◆ **REQUIRED WORK**: Without the pictures, repeat the listing character for character.

◆ **SOURCE MATERIAL**:
/---
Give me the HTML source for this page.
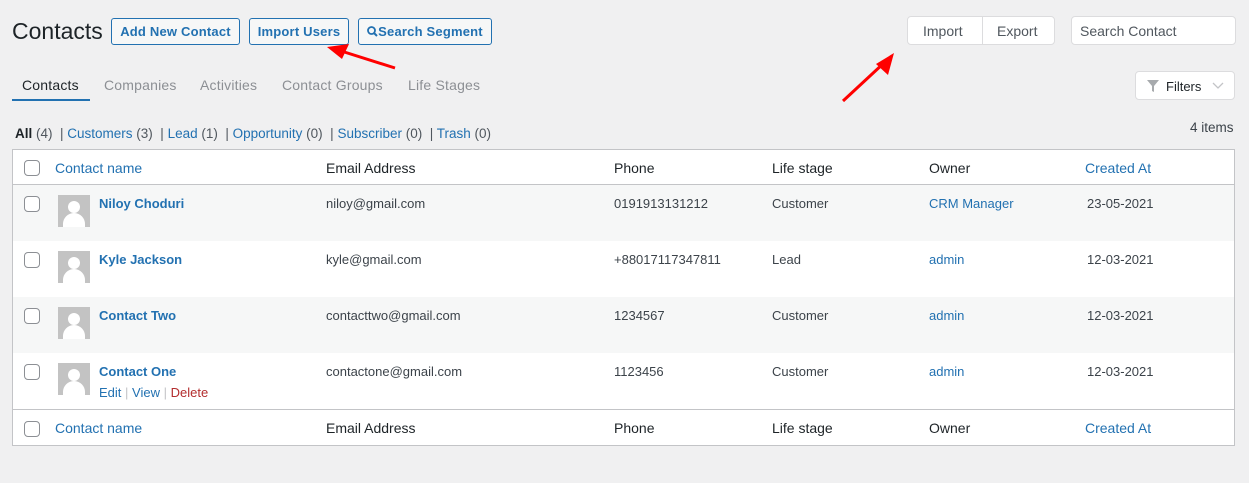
<!DOCTYPE html>
<html><head><meta charset="utf-8"><style>
*{box-sizing:border-box;margin:0;padding:0}
body{width:1249px;height:483px;background:#f0f0f1;font-family:"Liberation Sans",Arial,sans-serif;font-size:13px;color:#3c434a;position:relative;overflow:hidden}
.a{position:absolute;white-space:nowrap}
.btn{position:absolute;height:27px;border:1px solid #2271b1;border-radius:3px;background:#f6f7f7;color:#2271b1;font-weight:bold;font-size:13px;line-height:25px;text-align:center;letter-spacing:0.2px}
.wbox{position:absolute;background:#fff;border:1px solid #dcdcde;border-radius:4px;color:#50575e;font-size:14px}
.tab{position:absolute;top:77px;font-size:14px;color:#8c8f94;letter-spacing:0.2px}
a{color:#2271b1;text-decoration:none}
.table{position:absolute;left:12px;top:149px;width:1223px;height:297px;background:#fff;border:1px solid #c3c4c7}
.row{position:absolute;left:0;width:1221px;height:56px}
.cb{position:absolute;left:11px;width:16px;height:16px;border:1px solid #8c8f94;border-radius:4px;background:#fff}
.av{position:absolute;left:45px;width:32px;height:32px;background:#c3c3c3;overflow:hidden}
.av:before{content:"";position:absolute;left:10px;top:6px;width:12px;height:12px;border-radius:50%;background:#fff}
.av:after{content:"";position:absolute;left:5px;top:18px;width:22px;height:20px;border-radius:11px 11px 0 0;background:#fff}
.c{position:absolute;font-size:13px;color:#3c434a}
.h{font-size:14px;color:#1d2327}
</style></head><body>
<div class="a" style="left:12px;top:18px;font-size:23px;color:#1d2327">Contacts</div>
<div class="btn" style="left:111px;top:18px;width:129px">Add New Contact</div>
<div class="btn" style="left:249px;top:18px;width:100px">Import Users</div>
<div class="btn" style="left:358px;top:18px;width:134px"><svg width="11" height="11" viewBox="0 0 11 11" style="vertical-align:-1px"><circle cx="4.5" cy="4.5" r="3.5" fill="none" stroke="#2271b1" stroke-width="1.8"/><path d="M7 7l3 3" stroke="#2271b1" stroke-width="2"/></svg>Search Segment</div>
<svg class="a" style="left:0;top:0" width="1249" height="160">
<path d="M395 68L338 50" stroke="#f00" stroke-width="3"/><path d="M327 47l22-3-7 15z" fill="#f00"/>
<path d="M843 101L885 62" stroke="#f00" stroke-width="3"/><path d="M894 53l-6 22-12-11z" fill="#f00"/>
</svg>
<div class="wbox" style="left:907px;top:16px;width:148px;height:29px"><span class="a" style="left:15px;top:6px">Import</span><span class="a" style="left:74px;top:0;width:1px;height:27px;background:#dcdcde"></span><span class="a" style="left:89px;top:6px">Export</span></div>
<div class="wbox" style="left:1071px;top:16px;width:165px;height:29px"><span class="a" style="left:8px;top:6px">Search Contact</span></div>
<div class="wbox" style="left:1135px;top:71px;width:100px;height:29px;font-size:13px;color:#1d2327"><svg class="a" style="left:11px;top:8px" width="12" height="12" viewBox="0 0 12 12"><path d="M0 0h12L7 6v6L5 11V6z" fill="#a7aaad"/></svg><span class="a" style="left:30px;top:7px">Filters</span><svg class="a" style="left:76px;top:10px" width="12" height="8"><path d="M1 1l5 5 5-5" fill="none" stroke="#c3c4c7" stroke-width="1.3"/></svg></div>
<div class="tab" style="left:22px;color:#1d2327">Contacts</div>
<div class="a" style="left:12px;top:99px;width:78px;height:2px;background:#2271b1"></div>
<div class="tab" style="left:104px">Companies</div>
<div class="tab" style="left:200px">Activities</div>
<div class="tab" style="left:282px">Contact Groups</div>
<div class="tab" style="left:408px">Life Stages</div>
<div class="a" style="left:15px;top:126px;font-size:13.5px;color:#50575e"><b style="color:#1d2327">All</b> (4) &nbsp;| <a>Customers</a> (3) &nbsp;| <a>Lead</a> (1) &nbsp;| <a>Opportunity</a> (0) &nbsp;| <a>Subscriber</a> (0) &nbsp;| <a>Trash</a> (0)</div>
<div class="a" style="left:1190px;top:120px;color:#3c434a;font-size:13.5px">4 items</div>
<div class="table">
 <div class="row" style="top:0;height:35px;border-bottom:1px solid #c3c4c7">
  <div class="cb" style="top:10px"></div>
  <div class="c h" style="left:42px;top:10px"><a>Contact name</a></div>
  <div class="c h" style="left:313px;top:10px">Email Address</div>
  <div class="c h" style="left:601px;top:10px">Phone</div>
  <div class="c h" style="left:759px;top:10px">Life stage</div>
  <div class="c h" style="left:916px;top:10px">Owner</div>
  <div class="c h" style="left:1072px;top:10px"><a>Created At</a></div>
 </div>
 <div class="row" style="top:35px;background:#f6f7f7"><div class="cb" style="top:11px"></div><div class="av" style="top:10px"></div><div class="c" style="left:86px;top:11px;font-weight:bold"><a>Niloy Choduri</a></div><div class="c" style="left:313px;top:11px">niloy@gmail.com</div><div class="c" style="left:601px;top:11px">0191913131212</div><div class="c" style="left:759px;top:11px">Customer</div><div class="c" style="left:916px;top:11px"><a>CRM Manager</a></div><div class="c" style="left:1074px;top:11px">23-05-2021</div></div>
 <div class="row" style="top:91px;background:#fff"><div class="cb" style="top:11px"></div><div class="av" style="top:10px"></div><div class="c" style="left:86px;top:11px;font-weight:bold"><a>Kyle Jackson</a></div><div class="c" style="left:313px;top:11px">kyle@gmail.com</div><div class="c" style="left:601px;top:11px">+88017117347811</div><div class="c" style="left:759px;top:11px">Lead</div><div class="c" style="left:916px;top:11px"><a>admin</a></div><div class="c" style="left:1074px;top:11px">12-03-2021</div></div>
 <div class="row" style="top:147px;background:#f6f7f7"><div class="cb" style="top:11px"></div><div class="av" style="top:10px"></div><div class="c" style="left:86px;top:11px;font-weight:bold"><a>Contact Two</a></div><div class="c" style="left:313px;top:11px">contacttwo@gmail.com</div><div class="c" style="left:601px;top:11px">1234567</div><div class="c" style="left:759px;top:11px">Customer</div><div class="c" style="left:916px;top:11px"><a>admin</a></div><div class="c" style="left:1074px;top:11px">12-03-2021</div></div>
 <div class="row" style="top:203px;background:#fff"><div class="cb" style="top:11px"></div><div class="av" style="top:10px"></div><div class="c" style="left:86px;top:11px;font-weight:bold"><a>Contact One</a></div><div class="c" style="left:86px;top:32px"><a>Edit</a> <span style="color:#c3c4c7">|</span> <a>View</a> <span style="color:#c3c4c7">|</span> <span style="color:#b32d2e">Delete</span></div><div class="c" style="left:313px;top:11px">contactone@gmail.com</div><div class="c" style="left:601px;top:11px">1123456</div><div class="c" style="left:759px;top:11px">Customer</div><div class="c" style="left:916px;top:11px"><a>admin</a></div><div class="c" style="left:1074px;top:11px">12-03-2021</div></div>
 <div class="row" style="top:259px;height:36px;border-top:1px solid #c3c4c7;background:#fff">
  <div class="cb" style="top:11px"></div>
  <div class="c h" style="left:42px;top:10px"><a>Contact name</a></div>
  <div class="c h" style="left:313px;top:10px">Email Address</div>
  <div class="c h" style="left:601px;top:10px">Phone</div>
  <div class="c h" style="left:759px;top:10px">Life stage</div>
  <div class="c h" style="left:916px;top:10px">Owner</div>
  <div class="c h" style="left:1072px;top:10px"><a>Created At</a></div>
 </div>
</div>
</body></html>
\---
◆ **EXERCISE OUTPUT**:
Give me the HTML source for this page.
<!DOCTYPE html>
<html><head><meta charset="utf-8"><style>
*{box-sizing:border-box;margin:0;padding:0}
body{width:1249px;height:483px;background:#f0f0f1;font-family:"Liberation Sans",Arial,sans-serif;font-size:13px;color:#3c434a;position:relative;overflow:hidden}
.a{position:absolute;white-space:nowrap}
.btn{position:absolute;height:27px;border:1px solid #2271b1;border-radius:3px;background:#f6f7f7;color:#2271b1;font-weight:bold;font-size:13px;line-height:25px;text-align:center;letter-spacing:0.2px}
.wbox{position:absolute;background:#fff;border:1px solid #dcdcde;border-radius:4px;color:#50575e;font-size:14px}
.tab{position:absolute;top:77px;font-size:14px;color:#8c8f94;letter-spacing:0.2px}
a{color:#2271b1;text-decoration:none}
.table{position:absolute;left:12px;top:149px;width:1223px;height:297px;background:#fff;border:1px solid #c3c4c7}
.row{position:absolute;left:0;width:1221px;height:56px}
.cb{position:absolute;left:11px;width:16px;height:16px;border:1px solid #8c8f94;border-radius:4px;background:#fff}
.av{position:absolute;left:45px;width:32px;height:32px;background:#c3c3c3;overflow:hidden}
.av:before{content:"";position:absolute;left:10px;top:6px;width:12px;height:12px;border-radius:50%;background:#fff}
.av:after{content:"";position:absolute;left:5px;top:18px;width:22px;height:20px;border-radius:11px 11px 0 0;background:#fff}
.c{position:absolute;font-size:13px;color:#3c434a}
.h{font-size:14px;color:#1d2327}
</style></head><body>
<div class="a" style="left:12px;top:18px;font-size:23px;color:#1d2327">Contacts</div>
<div class="btn" style="left:111px;top:18px;width:129px">Add New Contact</div>
<div class="btn" style="left:249px;top:18px;width:100px">Import Users</div>
<div class="btn" style="left:358px;top:18px;width:134px"><svg width="11" height="11" viewBox="0 0 11 11" style="vertical-align:-1px"><circle cx="4.5" cy="4.5" r="3.5" fill="none" stroke="#2271b1" stroke-width="1.8"/><path d="M7 7l3 3" stroke="#2271b1" stroke-width="2"/></svg>Search Segment</div>
<svg class="a" style="left:0;top:0" width="1249" height="160">
<path d="M395 68L338 50" stroke="#f00" stroke-width="3"/><path d="M327 47l22-3-7 15z" fill="#f00"/>
<path d="M843 101L885 62" stroke="#f00" stroke-width="3"/><path d="M894 53l-6 22-12-11z" fill="#f00"/>
</svg>
<div class="wbox" style="left:907px;top:16px;width:148px;height:29px"><span class="a" style="left:15px;top:6px">Import</span><span class="a" style="left:74px;top:0;width:1px;height:27px;background:#dcdcde"></span><span class="a" style="left:89px;top:6px">Export</span></div>
<div class="wbox" style="left:1071px;top:16px;width:165px;height:29px"><span class="a" style="left:8px;top:6px">Search Contact</span></div>
<div class="wbox" style="left:1135px;top:71px;width:100px;height:29px;font-size:13px;color:#1d2327"><svg class="a" style="left:11px;top:8px" width="12" height="12" viewBox="0 0 12 12"><path d="M0 0h12L7 6v6L5 11V6z" fill="#a7aaad"/></svg><span class="a" style="left:30px;top:7px">Filters</span><svg class="a" style="left:76px;top:10px" width="12" height="8"><path d="M1 1l5 5 5-5" fill="none" stroke="#c3c4c7" stroke-width="1.3"/></svg></div>
<div class="tab" style="left:22px;color:#1d2327">Contacts</div>
<div class="a" style="left:12px;top:99px;width:78px;height:2px;background:#2271b1"></div>
<div class="tab" style="left:104px">Companies</div>
<div class="tab" style="left:200px">Activities</div>
<div class="tab" style="left:282px">Contact Groups</div>
<div class="tab" style="left:408px">Life Stages</div>
<div class="a" style="left:15px;top:126px;font-size:13.5px;color:#50575e"><b style="color:#1d2327">All</b> (4) &nbsp;| <a>Customers</a> (3) &nbsp;| <a>Lead</a> (1) &nbsp;| <a>Opportunity</a> (0) &nbsp;| <a>Subscriber</a> (0) &nbsp;| <a>Trash</a> (0)</div>
<div class="a" style="left:1190px;top:120px;color:#3c434a;font-size:13.5px">4 items</div>
<div class="table">
 <div class="row" style="top:0;height:35px;border-bottom:1px solid #c3c4c7">
  <div class="cb" style="top:10px"></div>
  <div class="c h" style="left:42px;top:10px"><a>Contact name</a></div>
  <div class="c h" style="left:313px;top:10px">Email Address</div>
  <div class="c h" style="left:601px;top:10px">Phone</div>
  <div class="c h" style="left:759px;top:10px">Life stage</div>
  <div class="c h" style="left:916px;top:10px">Owner</div>
  <div class="c h" style="left:1072px;top:10px"><a>Created At</a></div>
 </div>
 <div class="row" style="top:35px;background:#f6f7f7"><div class="cb" style="top:11px"></div><div class="av" style="top:10px"></div><div class="c" style="left:86px;top:11px;font-weight:bold"><a>Niloy Choduri</a></div><div class="c" style="left:313px;top:11px">niloy@gmail.com</div><div class="c" style="left:601px;top:11px">0191913131212</div><div class="c" style="left:759px;top:11px">Customer</div><div class="c" style="left:916px;top:11px"><a>CRM Manager</a></div><div class="c" style="left:1074px;top:11px">23-05-2021</div></div>
 <div class="row" style="top:91px;background:#fff"><div class="cb" style="top:11px"></div><div class="av" style="top:10px"></div><div class="c" style="left:86px;top:11px;font-weight:bold"><a>Kyle Jackson</a></div><div class="c" style="left:313px;top:11px">kyle@gmail.com</div><div class="c" style="left:601px;top:11px">+88017117347811</div><div class="c" style="left:759px;top:11px">Lead</div><div class="c" style="left:916px;top:11px"><a>admin</a></div><div class="c" style="left:1074px;top:11px">12-03-2021</div></div>
 <div class="row" style="top:147px;background:#f6f7f7"><div class="cb" style="top:11px"></div><div class="av" style="top:10px"></div><div class="c" style="left:86px;top:11px;font-weight:bold"><a>Contact Two</a></div><div class="c" style="left:313px;top:11px">contacttwo@gmail.com</div><div class="c" style="left:601px;top:11px">1234567</div><div class="c" style="left:759px;top:11px">Customer</div><div class="c" style="left:916px;top:11px"><a>admin</a></div><div class="c" style="left:1074px;top:11px">12-03-2021</div></div>
 <div class="row" style="top:203px;background:#fff"><div class="cb" style="top:11px"></div><div class="av" style="top:10px"></div><div class="c" style="left:86px;top:11px;font-weight:bold"><a>Contact One</a></div><div class="c" style="left:86px;top:32px"><a>Edit</a> <span style="color:#c3c4c7">|</span> <a>View</a> <span style="color:#c3c4c7">|</span> <span style="color:#b32d2e">Delete</span></div><div class="c" style="left:313px;top:11px">contactone@gmail.com</div><div class="c" style="left:601px;top:11px">1123456</div><div class="c" style="left:759px;top:11px">Customer</div><div class="c" style="left:916px;top:11px"><a>admin</a></div><div class="c" style="left:1074px;top:11px">12-03-2021</div></div>
 <div class="row" style="top:259px;height:36px;border-top:1px solid #c3c4c7;background:#fff">
  <div class="cb" style="top:11px"></div>
  <div class="c h" style="left:42px;top:10px"><a>Contact name</a></div>
  <div class="c h" style="left:313px;top:10px">Email Address</div>
  <div class="c h" style="left:601px;top:10px">Phone</div>
  <div class="c h" style="left:759px;top:10px">Life stage</div>
  <div class="c h" style="left:916px;top:10px">Owner</div>
  <div class="c h" style="left:1072px;top:10px"><a>Created At</a></div>
 </div>
</div>
</body></html>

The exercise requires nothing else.